We’re a group of doctors, scientists, and engineers who feel that patients with chronic kidney failure and end-stage renal disease deserve new therapies with improved outcomes and minimal discomfort. We work closely with patients, clinicians, and leading researchers to develop effective, patient-centered technologies, so that patients can live life to the fullest.
Our Roots
Kuleana Technology is located in Seattle, Washington, and enjoys a close relationship with the Center for Dialysis Innovation at the University of Washington, and with the Northwest Kidney Centers. These institutions pioneered dialysis technology and care, and continue to revolutionize it.
The Challenge at Hand
Today, there are over 400,000 patients on dialysis in the USA and over three million worldwide. The majority of those patients receive their treatment in a dialysis center three times a week on a regular schedule. This entails transport to the dialysis center, preparing for their treatment, waiting for their time slot on the machine, performing the 3-4 hour treatment (with large bore needles), then disconnecting and finishing paperwork, etc. before going home. All of this, only to feel like a train wreck for the rest of the day. Why? Because our natural kidneys operate 24/7, whereas a conventional dialysis system condenses this down to 12 hours of treatment a week. Put simply, in-clinic dialysis is inflexible, burdensome, and has a real impact on patient wellbeing.
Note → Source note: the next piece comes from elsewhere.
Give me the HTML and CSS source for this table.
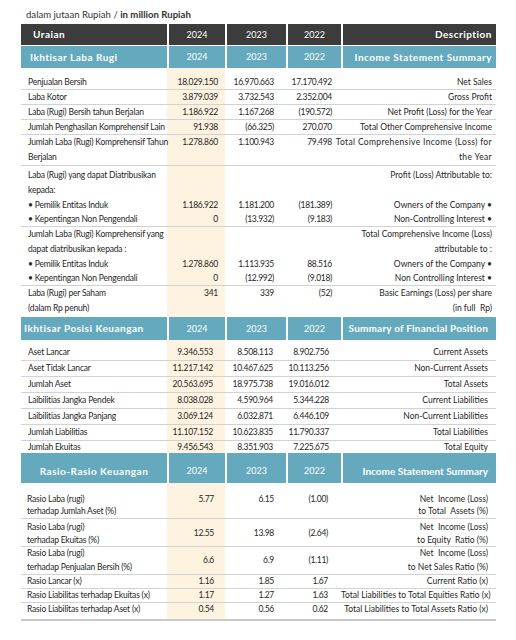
FILE: index.html
```html
<!DOCTYPE html>
<html lang="id">

<head>
    <meta charset="UTF-8">
    <title>Ikhtisar Keuangan</title>
    <link rel="stylesheet" href="styles.css">
</head>

<body>
    <div class="page">
        <p class="unit">dalam jutaan Rupiah / <b>in million Rupiah</b></p>

        <!-- laba rugi -->
        <table class="fin s1">
            <thead>
                <tr class="dark">
                    <th class="ur">Uraian</th>
                    <th class="y24">2024</th>
                    <th class="y23">2023</th>
                    <th class="y22">2022</th>
                    <th class="desc">Description</th>
                </tr>
                <tr class="teal">
                    <th class="ur">Ikhtisar Laba Rugi</th>
                    <th class="y24">2024</th>
                    <th class="y23">2023</th>
                    <th class="y22">2022</th>
                    <th class="desc">Income Statement Summary</th>
                </tr>
            </thead>
            <tbody>
                <tr class="ln first">
                    <td class="lbl">Penjualan Bersih</td>
                    <td class="num hl">18.029.150</td>
                    <td class="num">16.970.663</td>
                    <td class="num">17.170.492</td>
                    <td class="desc">Net Sales</td>
                </tr>
                <tr class="ln">
                    <td class="lbl">Laba Kotor</td>
                    <td class="num hl">3.879.039</td>
                    <td class="num">3.732.543</td>
                    <td class="num">2.352.004</td>
                    <td class="desc">Gross Profit</td>
                </tr>
                <tr class="ln">
                    <td class="lbl">Laba (Rugi) Bersih tahun Berjalan</td>
                    <td class="num hl">1.186.922</td>
                    <td class="num">1.167.268</td>
                    <td class="num">(190.572)</td>
                    <td class="desc">Net Profit (Loss) for the Year</td>
                </tr>
                <tr class="ln">
                    <td class="lbl">Jumlah Penghasilan Komprehensif Lain</td>
                    <td class="num hl">91.938</td>
                    <td class="num">(66.325)</td>
                    <td class="num">270.070</td>
                    <td class="desc">Total Other Comprehensive Income</td>
                </tr>
                <tr class="ln two">
                    <td class="lbl">Jumlah Laba (Rugi) Komprehensif Tahun<br>Berjalan</td>
                    <td class="num hl">1.278.860</td>
                    <td class="num">1.100.943</td>
                    <td class="num">79.498</td>
                    <td class="desc"><span class="wide">Total Comprehensive Income (Loss) for<br>the Year</span></td>
                </tr>
                <tr class="two grp">
                    <td class="lbl">Laba (Rugi) yang dapat Diatribusikan<br>kepada:</td>
                    <td class="num hl"></td>
                    <td class="num"></td>
                    <td class="num"></td>
                    <td class="desc">Profit (Loss) Attributable to:</td>
                </tr>
                <tr>
                    <td class="lbl">• Pemilik Entitas Induk</td>
                    <td class="num hl">1.186.922</td>
                    <td class="num">1.181.200</td>
                    <td class="num">(181.389)</td>
                    <td class="desc">Owners of the Company •</td>
                </tr>
                <tr class="ln">
                    <td class="lbl">• Kepentingan Non Pengendali</td>
                    <td class="num hl">0</td>
                    <td class="num">(13.932)</td>
                    <td class="num">(9.183)</td>
                    <td class="desc">Non-Controlling Interest •</td>
                </tr>
                <tr class="two">
                    <td class="lbl">Jumlah Laba (Rugi) Komprehensif yang<br>dapat diatribusikan kepada :</td>
                    <td class="num hl"></td>
                    <td class="num"></td>
                    <td class="num"></td>
                    <td class="desc">Total Comprehensive Income (Loss)<br>attributable to :</td>
                </tr>
                <tr>
                    <td class="lbl">• Pemilik Entitas Induk</td>
                    <td class="num hl">1.278.860</td>
                    <td class="num">1.113.935</td>
                    <td class="num">88.516</td>
                    <td class="desc">Owners of the Company •</td>
                </tr>
                <tr class="ln">
                    <td class="lbl">• Kepentingan Non Pengendali</td>
                    <td class="num hl">0</td>
                    <td class="num">(12.992)</td>
                    <td class="num">(9.018)</td>
                    <td class="desc">Non Controlling Interest •</td>
                </tr>
                <tr class="two last">
                    <td class="lbl">Laba (Rugi) per Saham<br>(dalam Rp penuh)</td>
                    <td class="num hl">341</td>
                    <td class="num">339</td>
                    <td class="num">(52)</td>
                    <td class="desc">Basic Earnings (Loss) per share<br>(in full&nbsp; Rp)</td>
                </tr>
            </tbody>
        </table>

        <!-- posisi keuangan -->
        <table class="fin s2">
            <thead>
                <tr class="teal">
                    <th class="ur">Ikhtisar Posisi Keuangan</th>
                    <th class="y24">2024</th>
                    <th class="y23">2023</th>
                    <th class="y22">2022</th>
                    <th class="desc">Summary of Financial Position</th>
                </tr>
            </thead>
            <tbody>
                <tr class="ln first">
                    <td class="lbl">Aset Lancar</td>
                    <td class="num hl">9.346.553</td>
                    <td class="num">8.508.113</td>
                    <td class="num">8.902.756</td>
                    <td class="desc">Current Assets</td>
                </tr>
                <tr class="ln">
                    <td class="lbl">Aset Tidak Lancar</td>
                    <td class="num hl">11.217.142</td>
                    <td class="num">10.467.625</td>
                    <td class="num">10.113.256</td>
                    <td class="desc">Non-Current Assets</td>
                </tr>
                <tr class="ln">
                    <td class="lbl">Jumlah Aset</td>
                    <td class="num hl">20.563.695</td>
                    <td class="num">18.975.738</td>
                    <td class="num">19.016.012</td>
                    <td class="desc">Total Assets</td>
                </tr>
                <tr class="ln">
                    <td class="lbl">Laibilitias Jangka Pendek</td>
                    <td class="num hl">8.038.028</td>
                    <td class="num">4.590.964</td>
                    <td class="num">5.344.228</td>
                    <td class="desc">Current Liabilities</td>
                </tr>
                <tr class="ln">
                    <td class="lbl">Laibilitias Jangka Panjang</td>
                    <td class="num hl">3.069.124</td>
                    <td class="num">6.032.871</td>
                    <td class="num">6.446.109</td>
                    <td class="desc">Non-Current Liabilities</td>
                </tr>
                <tr class="ln">
                    <td class="lbl">Jumlah Liabilitias</td>
                    <td class="num hl">11.107.152</td>
                    <td class="num">10.623.835</td>
                    <td class="num">11.790.337</td>
                    <td class="desc">Total Liabilities</td>
                </tr>
                <tr class="last">
                    <td class="lbl">Jumlah Ekuitas</td>
                    <td class="num hl">9.456.543</td>
                    <td class="num">8.351.903</td>
                    <td class="num">7.225.675</td>
                    <td class="desc">Total Equity</td>
                </tr>
            </tbody>
        </table>

        <!-- rasio -->
        <table class="fin s3">
            <thead>
                <tr class="teal">
                    <th class="ur">Rasio-Rasio Keuangan</th>
                    <th class="y24">2024</th>
                    <th class="y23">2023</th>
                    <th class="y22">2022</th>
                    <th class="desc">Income Statement Summary</th>
                </tr>
            </thead>
            <tbody>
                <tr class="ln r1">
                    <td class="lbl">Rasio Laba (rugi)<br>terhadap Jumlah Aset (%)</td>
                    <td class="num hl">5.77</td>
                    <td class="num">6.15</td>
                    <td class="num">(1.00)</td>
                    <td class="desc">Net&nbsp; Income (Loss)<br>to Total&nbsp; Assets (%)</td>
                </tr>
                <tr class="ln r2 mid">
                    <td class="lbl">Rasio Laba (rugi)<br>terhadap Ekuitas (%)</td>
                    <td class="num hl">12.55</td>
                    <td class="num">13.98</td>
                    <td class="num">(2.64)</td>
                    <td class="desc">Net&nbsp; Income (Loss)<br>to Equity&nbsp; Ratio (%)</td>
                </tr>
                <tr class="ln r3 mid">
                    <td class="lbl">Rasio Laba (rugi)<br>terhadap Penjualan Bersih (%)</td>
                    <td class="num hl">6.6</td>
                    <td class="num">6.9</td>
                    <td class="num">(1.11)</td>
                    <td class="desc">Net&nbsp; Income (Loss)<br>to Net Sales Ratio (%)</td>
                </tr>
                <tr class="ln">
                    <td class="lbl">Rasio Lancar (x)</td>
                    <td class="num hl">1.16</td>
                    <td class="num">1.85</td>
                    <td class="num">1.67</td>
                    <td class="desc">Current Ratio (x)</td>
                </tr>
                <tr class="ln">
                    <td class="lbl">Rasio Liabilitas terhadap Ekuitas (x)</td>
                    <td class="num hl">1.17</td>
                    <td class="num">1.27</td>
                    <td class="num">1.63</td>
                    <td class="desc">Total Liabilities to Total Equities Ratio (x)</td>
                </tr>
                <tr class="end">
                    <td class="lbl">Rasio Liabilitas terhadap Aset (x)</td>
                    <td class="num hl">0.54</td>
                    <td class="num">0.56</td>
                    <td class="num">0.62</td>
                    <td class="desc">Total Liabilities to Total Assets Ratio (x)</td>
                </tr>
            </tbody>
        </table>
    </div>
</body>

</html>
```

FILE: styles.css
```css
body {
    margin: 0;
    background-color: white;
    font-family: Lato, "Noto Sans", sans-serif;
    color: #262626;
}

.page {
    width: 475px;
    padding: 9px 0 0 21px;
}

.unit {
    margin: 0 0 3px 5px;
    font-size: 9.6px;
    line-height: 12px;
    color: #333;
}

.fin {
    width: 475px;
    border-spacing: 0;
    table-layout: fixed;
    font-size: 8.5px;
}

.fin th,
.fin td {
    box-sizing: border-box;
    padding: 0;
    vertical-align: top;
    white-space: nowrap;
}

/************************ header rows *****************************/

.fin th {
    color: white;
    font-weight: 400;
    font-size: 9px;
    text-align: center;
}

.fin th+th {
    border-left: 2px solid white;
}

.dark th {
    background-color: #3c3c3c;
    height: 22px;
    line-height: 21px;
    border-bottom: 1px solid white;
}

.teal th {
    background-color: #64a9be;
    height: 22px;
    line-height: 22px;
}

.fin th.ur {
    width: 146px;
    text-align: left;
    font-weight: 700;
    font-size: 10px;
    letter-spacing: .5px;
    padding-left: 12px;
}

.fin .teal th.ur {
    padding-left: 9px;
}

th.y24 {
    width: 58px;
}

th.y23 {
    width: 61px;
}

th.y22 {
    width: 55px;
}

.fin th.desc {
    width: 155px;
    text-align: right;
    font-weight: 700;
    font-size: 10px;
    letter-spacing: .5px;
    padding-right: 4px;
}

/************************ data cells *****************************/

.fin td.lbl {
    padding-left: 7px;
    letter-spacing: -.2px;
}

.fin td.num {
    text-align: right;
    letter-spacing: -.3px;
}

.fin td.hl {
    background-color: #fdf3e0;
}

.fin td.desc {
    text-align: right;
    padding-right: 4px;
}

.wide {
    display: block;
    margin-left: -30px;
    letter-spacing: .35px;
}

.ln td {
    border-bottom: 1px solid #d2d2d2;
}

/* laba rugi */
.s1 td {
    line-height: 14px;
}

.s1 .two td {
    line-height: 15px;
}

.s1 .first td {
    padding-top: 7px;
}

.s1 .grp td {
    padding-top: 2px;
}

.s1 .last td {
    padding-bottom: 1px;
}

.s1 td.hl {
    padding-right: 7px;
}

.s1 td.hl+td {
    padding-right: 12px;
}

.s1 td.hl+td+td {
    padding-right: 9px;
}

/* posisi keuangan */
.s2 .teal th {
    height: 23px;
    line-height: 23px;
}

.fin.s2 .teal th.ur {
    padding-left: 3px;
}

.fin.s2 th.desc {
    padding-right: 8px;
    letter-spacing: .2px;
}

.s2 td {
    line-height: 15px;
}

.s2 .first td {
    padding-top: 5px;
}

.s2 .last td {
    line-height: 12px;
}

.s2 td.hl,
.s2 td.hl+td+td {
    padding-right: 12px;
}

.s2 td.hl+td {
    padding-right: 13px;
}

.fin.s2 td.desc,
.fin.s3 td.desc {
    padding-right: 8px;
}

/* rasio */
.s3 .teal th {
    height: 30px;
    padding-top: 7px;
    line-height: 22px;
}

.fin.s3 .teal th.ur {
    padding-left: 0;
    text-align: center;
}

.fin.s3 th.desc {
    padding-right: 8px;
    letter-spacing: 0;
}

.s3 td {
    line-height: 13px;
}

.s3 .r1 td {
    line-height: 12px;
    padding: 10px 0 1px;
}

.s3 .r2 td {
    line-height: 12.5px;
    padding-top: 2px;
}

.s3 .r3 td {
    line-height: 13.5px;
}

.s3 .mid td.num {
    vertical-align: middle;
}

.fin.s3 td.lbl {
    padding-left: 6px;
}

.s3 td.hl {
    padding-right: 11px;
}

.s3 td.hl+td {
    padding-right: 12px;
}

.s3 td.hl+td+td {
    padding-right: 13px;
}

.s3 .end td {
    padding-bottom: 3px;
    border-bottom: 2px solid #c9c9c9;
}
```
It’s time to provide patients with a better option.
Kuleana is advancing cutting-edge technology from the Center of Dialysis Innovation (CDI) at the University of Washington. This technology includes the ability to run a dialysis machine without the need for a constant water connection, saving over 50 gallons of purified water currently used per treatment. By constantly refreshing dialysate, this remarkable technology allows a dialysis machine to operate with a small, closed-loop volume of dialysate. It untethers the machine from the wall, enabling whenever, wherever dialysis. And to make this groundbreaking technology more acceptable to patients, Kuleana is developing a needleless vascular access technology to allow patients to safely and effectively connect multiple times a day, without painful and disfiguring needle sticks.